Output each line exactly as it appears, skipping any embedded picture.

**** Supplied material ****

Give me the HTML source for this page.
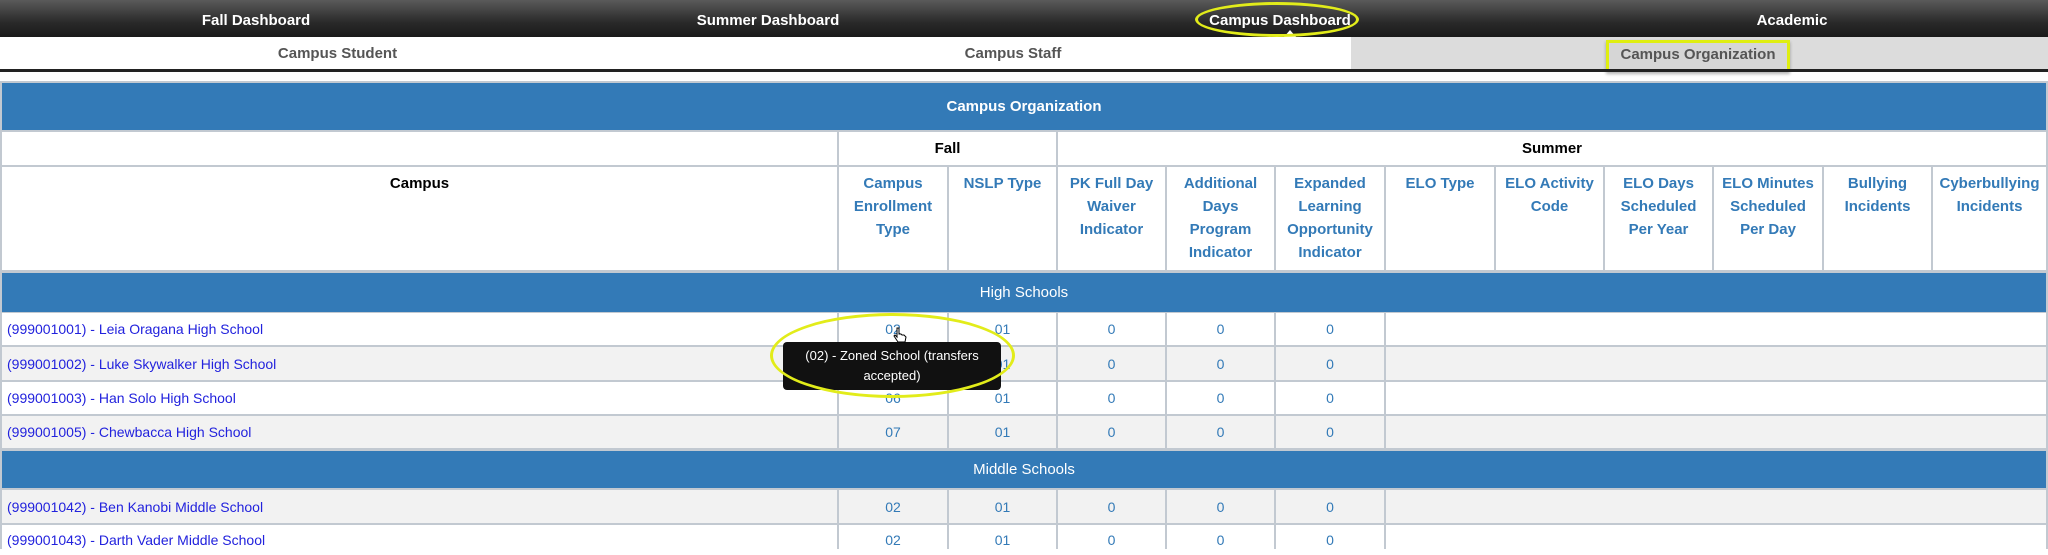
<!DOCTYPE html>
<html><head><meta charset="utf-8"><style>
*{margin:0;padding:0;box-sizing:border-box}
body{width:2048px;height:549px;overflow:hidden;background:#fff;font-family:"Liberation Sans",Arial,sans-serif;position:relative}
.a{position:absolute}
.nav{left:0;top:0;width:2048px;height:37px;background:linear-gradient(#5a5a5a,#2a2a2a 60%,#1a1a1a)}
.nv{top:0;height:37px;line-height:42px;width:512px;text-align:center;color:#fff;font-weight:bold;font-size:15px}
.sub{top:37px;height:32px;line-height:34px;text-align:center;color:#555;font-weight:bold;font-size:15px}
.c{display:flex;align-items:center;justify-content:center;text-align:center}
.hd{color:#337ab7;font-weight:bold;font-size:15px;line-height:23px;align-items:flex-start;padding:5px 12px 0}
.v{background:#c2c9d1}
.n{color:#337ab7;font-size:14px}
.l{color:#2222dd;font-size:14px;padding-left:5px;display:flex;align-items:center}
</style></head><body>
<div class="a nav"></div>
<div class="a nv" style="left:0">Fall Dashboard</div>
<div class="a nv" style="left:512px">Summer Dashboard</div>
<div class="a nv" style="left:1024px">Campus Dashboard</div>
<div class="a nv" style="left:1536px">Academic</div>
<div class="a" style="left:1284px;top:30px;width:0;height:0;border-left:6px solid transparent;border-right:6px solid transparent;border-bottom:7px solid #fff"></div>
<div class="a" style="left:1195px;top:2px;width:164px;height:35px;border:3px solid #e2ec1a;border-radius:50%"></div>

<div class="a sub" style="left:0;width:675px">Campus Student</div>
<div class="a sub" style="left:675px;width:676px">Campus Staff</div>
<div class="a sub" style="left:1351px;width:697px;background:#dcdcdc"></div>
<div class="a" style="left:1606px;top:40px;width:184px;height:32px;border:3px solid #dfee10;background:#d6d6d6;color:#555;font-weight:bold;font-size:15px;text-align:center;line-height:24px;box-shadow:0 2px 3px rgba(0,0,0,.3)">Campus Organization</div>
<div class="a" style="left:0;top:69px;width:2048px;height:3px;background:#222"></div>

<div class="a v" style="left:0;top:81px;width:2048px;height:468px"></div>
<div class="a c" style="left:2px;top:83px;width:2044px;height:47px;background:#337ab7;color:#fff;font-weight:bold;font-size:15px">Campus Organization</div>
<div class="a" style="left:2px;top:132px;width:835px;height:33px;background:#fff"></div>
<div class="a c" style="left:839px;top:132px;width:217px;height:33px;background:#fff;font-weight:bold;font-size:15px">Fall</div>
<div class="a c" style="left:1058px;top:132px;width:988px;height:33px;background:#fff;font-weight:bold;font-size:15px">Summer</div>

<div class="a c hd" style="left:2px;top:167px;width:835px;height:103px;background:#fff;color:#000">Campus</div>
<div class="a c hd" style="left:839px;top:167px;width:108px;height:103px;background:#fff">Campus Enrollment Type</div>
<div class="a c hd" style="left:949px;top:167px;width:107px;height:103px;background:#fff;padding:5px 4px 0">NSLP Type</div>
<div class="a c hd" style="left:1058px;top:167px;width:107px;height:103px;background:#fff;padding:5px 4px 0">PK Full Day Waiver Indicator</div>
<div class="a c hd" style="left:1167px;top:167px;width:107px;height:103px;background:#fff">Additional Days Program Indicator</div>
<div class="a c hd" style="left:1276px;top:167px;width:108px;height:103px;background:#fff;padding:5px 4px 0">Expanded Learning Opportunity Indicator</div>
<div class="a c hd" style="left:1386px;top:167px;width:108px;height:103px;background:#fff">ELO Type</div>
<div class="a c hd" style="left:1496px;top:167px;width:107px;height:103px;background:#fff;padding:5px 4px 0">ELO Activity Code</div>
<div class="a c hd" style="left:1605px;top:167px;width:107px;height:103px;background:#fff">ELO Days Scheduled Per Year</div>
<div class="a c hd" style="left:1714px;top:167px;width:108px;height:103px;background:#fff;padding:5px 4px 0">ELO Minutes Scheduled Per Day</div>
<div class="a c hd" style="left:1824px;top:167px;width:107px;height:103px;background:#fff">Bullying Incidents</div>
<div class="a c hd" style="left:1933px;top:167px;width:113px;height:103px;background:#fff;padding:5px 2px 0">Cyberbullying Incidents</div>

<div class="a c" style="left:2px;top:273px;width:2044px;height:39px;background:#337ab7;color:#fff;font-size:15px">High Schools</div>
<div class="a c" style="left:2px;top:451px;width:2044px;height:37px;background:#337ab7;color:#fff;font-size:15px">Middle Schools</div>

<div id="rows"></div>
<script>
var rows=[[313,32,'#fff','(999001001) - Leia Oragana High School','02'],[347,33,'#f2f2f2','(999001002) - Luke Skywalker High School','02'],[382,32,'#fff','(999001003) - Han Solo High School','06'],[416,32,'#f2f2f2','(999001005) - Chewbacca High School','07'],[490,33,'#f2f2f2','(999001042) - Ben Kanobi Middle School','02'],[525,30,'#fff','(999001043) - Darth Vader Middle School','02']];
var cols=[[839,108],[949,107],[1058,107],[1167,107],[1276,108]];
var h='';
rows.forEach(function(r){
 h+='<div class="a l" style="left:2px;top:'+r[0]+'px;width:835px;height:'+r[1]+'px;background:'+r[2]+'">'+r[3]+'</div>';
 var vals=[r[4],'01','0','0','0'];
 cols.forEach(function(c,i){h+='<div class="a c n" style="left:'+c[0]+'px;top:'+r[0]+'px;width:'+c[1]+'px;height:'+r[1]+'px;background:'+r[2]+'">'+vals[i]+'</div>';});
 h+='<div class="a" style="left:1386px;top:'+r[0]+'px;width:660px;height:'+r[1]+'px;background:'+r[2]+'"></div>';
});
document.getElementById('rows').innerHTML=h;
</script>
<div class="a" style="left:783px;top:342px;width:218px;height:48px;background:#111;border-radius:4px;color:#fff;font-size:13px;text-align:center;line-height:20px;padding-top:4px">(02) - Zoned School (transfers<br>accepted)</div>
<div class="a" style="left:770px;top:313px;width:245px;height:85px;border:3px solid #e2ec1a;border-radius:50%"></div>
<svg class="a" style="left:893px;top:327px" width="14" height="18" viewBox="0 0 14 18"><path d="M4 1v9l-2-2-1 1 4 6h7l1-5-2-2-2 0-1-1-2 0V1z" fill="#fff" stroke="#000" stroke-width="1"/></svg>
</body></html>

****

• [Response to this task]:
Give me the HTML source for this page.
<!DOCTYPE html>
<html><head><meta charset="utf-8"><style>
*{margin:0;padding:0;box-sizing:border-box}
body{width:2048px;height:549px;overflow:hidden;background:#fff;font-family:"Liberation Sans",Arial,sans-serif;position:relative}
.a{position:absolute}
.nav{left:0;top:0;width:2048px;height:37px;background:linear-gradient(#5a5a5a,#2a2a2a 60%,#1a1a1a)}
.nv{top:0;height:37px;line-height:42px;width:512px;text-align:center;color:#fff;font-weight:bold;font-size:15px}
.sub{top:37px;height:32px;line-height:34px;text-align:center;color:#555;font-weight:bold;font-size:15px}
.c{display:flex;align-items:center;justify-content:center;text-align:center}
.hd{color:#337ab7;font-weight:bold;font-size:15px;line-height:23px;align-items:flex-start;padding:5px 12px 0}
.v{background:#c2c9d1}
.n{color:#337ab7;font-size:14px}
.l{color:#2222dd;font-size:14px;padding-left:5px;display:flex;align-items:center}
</style></head><body>
<div class="a nav"></div>
<div class="a nv" style="left:0">Fall Dashboard</div>
<div class="a nv" style="left:512px">Summer Dashboard</div>
<div class="a nv" style="left:1024px">Campus Dashboard</div>
<div class="a nv" style="left:1536px">Academic</div>
<div class="a" style="left:1284px;top:30px;width:0;height:0;border-left:6px solid transparent;border-right:6px solid transparent;border-bottom:7px solid #fff"></div>
<div class="a" style="left:1195px;top:2px;width:164px;height:35px;border:3px solid #e2ec1a;border-radius:50%"></div>

<div class="a sub" style="left:0;width:675px">Campus Student</div>
<div class="a sub" style="left:675px;width:676px">Campus Staff</div>
<div class="a sub" style="left:1351px;width:697px;background:#dcdcdc"></div>
<div class="a" style="left:1606px;top:40px;width:184px;height:32px;border:3px solid #dfee10;background:#d6d6d6;color:#555;font-weight:bold;font-size:15px;text-align:center;line-height:24px;box-shadow:0 2px 3px rgba(0,0,0,.3)">Campus Organization</div>
<div class="a" style="left:0;top:69px;width:2048px;height:3px;background:#222"></div>

<div class="a v" style="left:0;top:81px;width:2048px;height:468px"></div>
<div class="a c" style="left:2px;top:83px;width:2044px;height:47px;background:#337ab7;color:#fff;font-weight:bold;font-size:15px">Campus Organization</div>
<div class="a" style="left:2px;top:132px;width:835px;height:33px;background:#fff"></div>
<div class="a c" style="left:839px;top:132px;width:217px;height:33px;background:#fff;font-weight:bold;font-size:15px">Fall</div>
<div class="a c" style="left:1058px;top:132px;width:988px;height:33px;background:#fff;font-weight:bold;font-size:15px">Summer</div>

<div class="a c hd" style="left:2px;top:167px;width:835px;height:103px;background:#fff;color:#000">Campus</div>
<div class="a c hd" style="left:839px;top:167px;width:108px;height:103px;background:#fff">Campus Enrollment Type</div>
<div class="a c hd" style="left:949px;top:167px;width:107px;height:103px;background:#fff;padding:5px 4px 0">NSLP Type</div>
<div class="a c hd" style="left:1058px;top:167px;width:107px;height:103px;background:#fff;padding:5px 4px 0">PK Full Day Waiver Indicator</div>
<div class="a c hd" style="left:1167px;top:167px;width:107px;height:103px;background:#fff">Additional Days Program Indicator</div>
<div class="a c hd" style="left:1276px;top:167px;width:108px;height:103px;background:#fff;padding:5px 4px 0">Expanded Learning Opportunity Indicator</div>
<div class="a c hd" style="left:1386px;top:167px;width:108px;height:103px;background:#fff">ELO Type</div>
<div class="a c hd" style="left:1496px;top:167px;width:107px;height:103px;background:#fff;padding:5px 4px 0">ELO Activity Code</div>
<div class="a c hd" style="left:1605px;top:167px;width:107px;height:103px;background:#fff">ELO Days Scheduled Per Year</div>
<div class="a c hd" style="left:1714px;top:167px;width:108px;height:103px;background:#fff;padding:5px 4px 0">ELO Minutes Scheduled Per Day</div>
<div class="a c hd" style="left:1824px;top:167px;width:107px;height:103px;background:#fff">Bullying Incidents</div>
<div class="a c hd" style="left:1933px;top:167px;width:113px;height:103px;background:#fff;padding:5px 2px 0">Cyberbullying Incidents</div>

<div class="a c" style="left:2px;top:273px;width:2044px;height:39px;background:#337ab7;color:#fff;font-size:15px">High Schools</div>
<div class="a c" style="left:2px;top:451px;width:2044px;height:37px;background:#337ab7;color:#fff;font-size:15px">Middle Schools</div>

<div id="rows"></div>
<script>
var rows=[[313,32,'#fff','(999001001) - Leia Oragana High School','02'],[347,33,'#f2f2f2','(999001002) - Luke Skywalker High School','02'],[382,32,'#fff','(999001003) - Han Solo High School','06'],[416,32,'#f2f2f2','(999001005) - Chewbacca High School','07'],[490,33,'#f2f2f2','(999001042) - Ben Kanobi Middle School','02'],[525,30,'#fff','(999001043) - Darth Vader Middle School','02']];
var cols=[[839,108],[949,107],[1058,107],[1167,107],[1276,108]];
var h='';
rows.forEach(function(r){
 h+='<div class="a l" style="left:2px;top:'+r[0]+'px;width:835px;height:'+r[1]+'px;background:'+r[2]+'">'+r[3]+'</div>';
 var vals=[r[4],'01','0','0','0'];
 cols.forEach(function(c,i){h+='<div class="a c n" style="left:'+c[0]+'px;top:'+r[0]+'px;width:'+c[1]+'px;height:'+r[1]+'px;background:'+r[2]+'">'+vals[i]+'</div>';});
 h+='<div class="a" style="left:1386px;top:'+r[0]+'px;width:660px;height:'+r[1]+'px;background:'+r[2]+'"></div>';
});
document.getElementById('rows').innerHTML=h;
</script>
<div class="a" style="left:783px;top:342px;width:218px;height:48px;background:#111;border-radius:4px;color:#fff;font-size:13px;text-align:center;line-height:20px;padding-top:4px">(02) - Zoned School (transfers<br>accepted)</div>
<div class="a" style="left:770px;top:313px;width:245px;height:85px;border:3px solid #e2ec1a;border-radius:50%"></div>
<svg class="a" style="left:893px;top:327px" width="14" height="18" viewBox="0 0 14 18"><path d="M4 1v9l-2-2-1 1 4 6h7l1-5-2-2-2 0-1-1-2 0V1z" fill="#fff" stroke="#000" stroke-width="1"/></svg>
</body></html>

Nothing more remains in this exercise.